Raúl Lino versus Modernismo

Sendo uma pessoa que gosta profundamente de Sintra, da sua Serra fecunda de espécies, do pituresco da sua arquitectura, não podia deixar de gostar também do arquitecto Raúl Lino. A atenção ao detalhe, a procura de inserção de cada uma das suas obras na envolvência, nos condicionantes do local e a procura de linhas bonitas e elegantes, mas também simples, em muito se podem associar ao próprio carácter de Sintra. Sintra é pituresca. Sintra não se casa muito bem com volumes grandes.
O debate que se lançou com a homenagem que a Gulbenkian quis fazer a esta figura da nossa arquitectura, ainda julgo na década 60, com tantos modernistas a se indignarem, reveste ainda muito interesse porque põe em confronto duas posições arquitectónicas distintas: uma arquitectura baseada no local, diria indutiva; uma arquitectura universal, diria dedutiva.
O exemplo que encontro duma arquitectura dedutiva é a Casa da Música no Porto: tal como metorito caído do espaço "aterra" com estrondo numa praça do Porto, ladeada por um conjunto de casas do séc. XVIII ou XIX numa frente de rua consolidada.
A concepção de Raúl Lino como artista, um quase artesão, que concebe as suas casas como humilde ligação à terra, aos elementos que ela fornece, a um fio condutor histórico, à paisagem, com recurso ao desenho, com encanto poético, como criador, encanta-me, confesso.
Em boa verdade, a Casa da Música é também uma obra de arte. Como é também Guggenheim em Bilbau. Obras de escultura. E nestes exemplos podemos apreciar esses edifícios como obras de arte, esteticamente.
O que se passou é que depois da 2.ª Guerra Mundial, acabaram os lugares isolados, acabou-se o tempo longo. Acabou-se um certo sentido de continuidade.
Se uma cidade abriu campo para o múltiplo, para o domínio das experiências, para o contraste, para a surpresa, e cada um nele procura encontrar o seu sentido, a arquitectura vem também criar estes efeitos, debaixo duma intencionalidade melhor ou pior expressa. A Casa da Música no Porto julgo que se inscreve nesta tendência.
Penso que a tal intencionalidade melhor ou pior expressa prende-se exactamente com a qualidade na arquitectura. Os grandes arquitectos foram pessoas que muito viajaram, compararam, viram, meditaram e experimentaram. Procuraram o critério. Procuraram a justificação. São sempre pessoas densas.

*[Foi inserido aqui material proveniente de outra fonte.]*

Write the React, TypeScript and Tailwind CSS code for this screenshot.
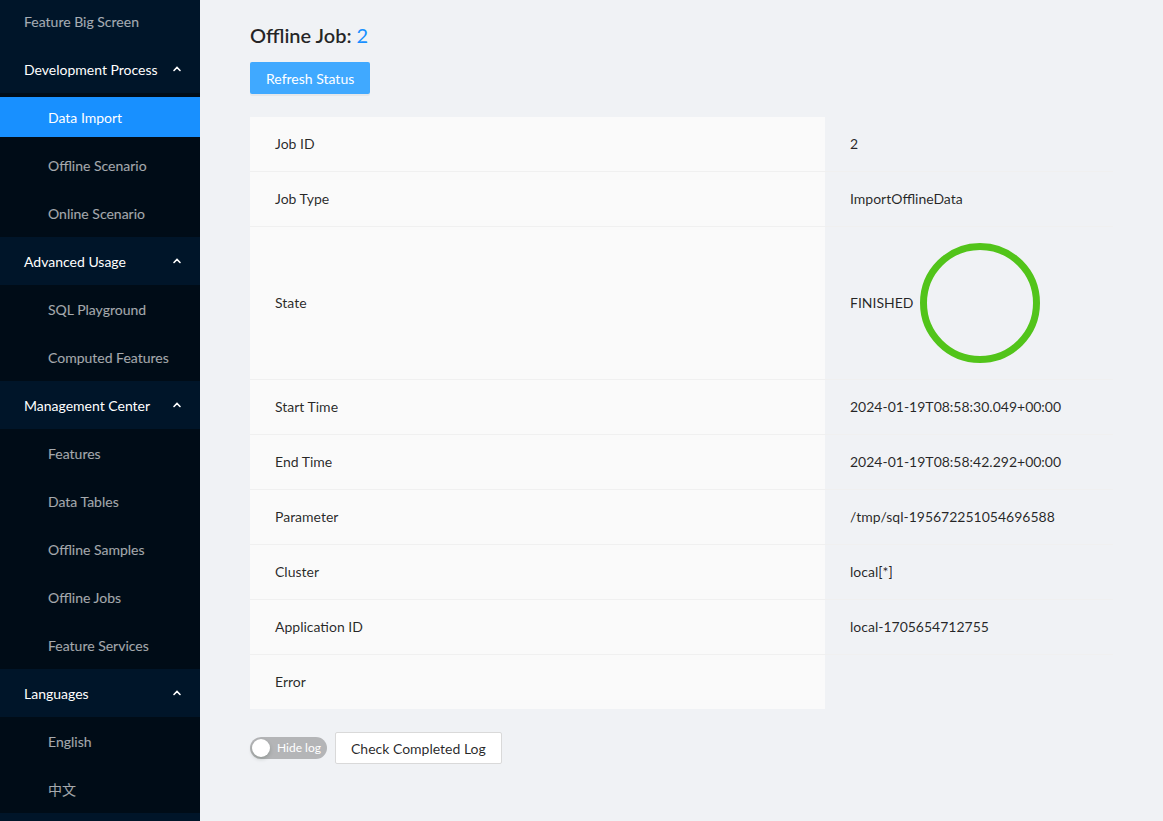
import type { ReactElement } from 'react';

/* Sidebar tree — groups open, one child selected. */
interface MenuGroup {
  title: string;
  items: string[];
}

const MENU_GROUPS: MenuGroup[] = [
  { title: 'Development Process', items: ['Data Import', 'Offline Scenario', 'Online Scenario'] },
  { title: 'Advanced Usage', items: ['SQL Playground', 'Computed Features'] },
  {
    title: 'Management Center',
    items: ['Features', 'Data Tables', 'Offline Samples', 'Offline Jobs', 'Feature Services'],
  },
  { title: 'Languages', items: ['English', '中文'] },
];

const SELECTED = 'Data Import';

const JOB_ROWS: [string, string][] = [
  ['Job ID', '2'],
  ['Job Type', 'ImportOfflineData'],
  ['State', 'FINISHED'],
  ['Start Time', '2024-01-19T08:58:30.049+00:00'],
  ['End Time', '2024-01-19T08:58:42.292+00:00'],
  ['Parameter', '/tmp/sql-195672251054696588'],
  ['Cluster', 'local[*]'],
  ['Application ID', 'local-1705654712755'],
  ['Error', ''],
];

function ChevronUp(): ReactElement {
  return (
    <svg width="10" height="10" viewBox="0 0 10 10" aria-hidden className="text-white">
      <path d="M2 6.5 L5 3.5 L8 6.5" fill="none" stroke="currentColor" strokeWidth="1.6" strokeLinecap="round" />
    </svg>
  );
}

function Sidebar(): ReactElement {
  return (
    <aside className="h-[821px] w-[200px] shrink-0 overflow-hidden bg-[#001529] text-[14px]">
      <div className="-mt-[3px]">
        <div className="py-1">
          <div className="flex h-10 items-center pl-6 text-white/65">Feature Big Screen</div>
        </div>
        {MENU_GROUPS.map((group) => (
          <div key={group.title}>
            <div className="py-1">
              <div className="flex h-10 items-center justify-between pl-6 pr-[18px] text-white">
                {group.title}
                <ChevronUp />
              </div>
            </div>
            <div className="bg-[#000c17]">
              {group.items.map((item) => (
                <div key={item} className="py-1">
                  <div
                    className={`flex h-10 items-center pl-12 ${
                      item === SELECTED ? 'bg-[#1890ff] text-white' : 'text-white/65'
                    }`}
                  >
                    {item}
                  </div>
                </div>
              ))}
            </div>
          </div>
        ))}
      </div>
    </aside>
  );
}

function StateCell({ value }: { value: string }): ReactElement {
  return (
    <div className="flex items-center gap-[7px]">
      <span>{value}</span>
      <svg width="120" height="120" viewBox="0 0 120 120" aria-hidden>
        <circle cx="60" cy="60" r="56.5" fill="none" stroke="#52c41a" strokeWidth="7" />
      </svg>
    </div>
  );
}

export default function App(): ReactElement {
  return (
    <div
      className="flex min-h-[821px] bg-[#f0f2f5] text-[14px] text-black/85"
      style={{ fontFamily: 'Lato, "Noto Sans CJK SC", sans-serif' }}
    >
      <Sidebar />
      <main className="flex-1 px-[50px] pt-[21px]">
        <h1 className="text-[20px] font-semibold leading-7 text-black/85">
          Offline Job: <span className="font-normal text-[#1890ff]">2</span>
        </h1>
        <button
          type="button"
          className="mt-[13px] h-8 rounded-[2px] bg-[#40a9ff] px-4 text-[14px] text-white shadow-[0_2px_0_rgba(0,0,0,0.045)]"
        >
          Refresh Status
        </button>
        <div className="mt-[23px] w-[863px]">
          {JOB_ROWS.map(([label, value], i) => (
            <div
              key={label}
              className={`flex ${i < JOB_ROWS.length - 1 ? 'border-b border-[#f0f0f0]' : ''}`}
            >
              <div className="flex w-[575px] shrink-0 items-center bg-[#fafafa] px-[25px] py-4 leading-[22px]">
                {label}
              </div>
              <div className="flex flex-1 items-center py-4 pl-[25px] pr-6 leading-[22px]">
                {label === 'State' ? <StateCell value={value} /> : value}
              </div>
            </div>
          ))}
        </div>
        <div className="mt-[23px] flex items-center gap-2">
          <div className="flex h-[22px] w-[77px] items-center rounded-full bg-black/25 pl-[2px]">
            <span className="h-[18px] w-[18px] rounded-full bg-white shadow-[0_2px_4px_rgba(0,35,11,0.2)]" />
            <span className="ml-[7px] text-[12px] text-white">Hide log</span>
          </div>
          <button
            type="button"
            className="h-8 rounded-[2px] border border-[#d9d9d9] bg-white px-[15px] text-[14px] text-black/85"
          >
            Check Completed Log
          </button>
        </div>
      </main>
    </div>
  );
}
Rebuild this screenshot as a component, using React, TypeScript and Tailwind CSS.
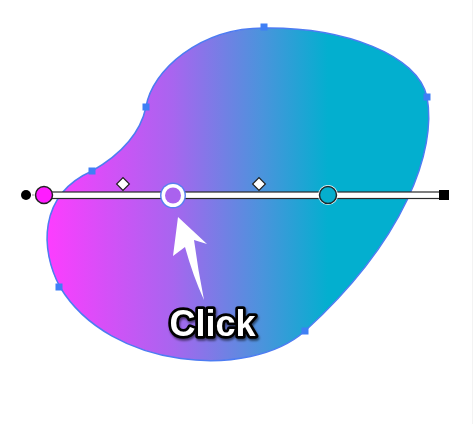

O Modernismo que chegou a Portugal e marcou - para nossa desgraça - os centros históricos das nossas cidades com aquelas agências da Caixa Geral de Depósitos, é talvez aquele Modernismo que se exprime precisamente pela falta de qualidade dos seus autores. Porque um modernista não pode deixar de pensar no impacto da sua obra numa praça como a Praça da República em Coimbra, uma praça que faz lembrar as praças italianas do Renascimento. Foi só porque lhe mancou essa perspectiva histórica, panorâmica da arquitectura, da arte, da cidade, que foi capaz de inscrever, com arrogância e exclusivismo, aquela agência abruptamente naquela praça. O mesmo se passa como o Hotel Tivoli de Sintra, ali ao lado do Palácio da Vila.
Penso que a rejeição de Raúl Lino dos Modernistas tinha uma certa razão de ser. O racionalismo que marcou o Séc. XX, não apenas na Arquitectura, mas nas próprias ciências humanas, "desenraizou" o homem. Raúl Lino era um humanista. 
Nos nossos dias, deixámos de crer tanto na razão e somos mais desconfiados da capacidade humana para uma vida ordeira... deixámos de crer como críamos em sistemas, em doutrinas. E valorizamos sobretudo uma busca, uma ascege. Uma busca e uma ascege que Raúl Lino procurou, com algum romantismo e espírito de encatamento, mas também com posições teimosas e pouco abertas. Sobretudo a sua crítica à evolução técnica, não podem ser aceites como posições, por muito que tenham de pertinente em certos casos.  Aí talvez denote uma desconfiança desmesurada na capacidade do homem em civilizar a técnica, em encontrar caminho por mais difícil que ele se vislumbre.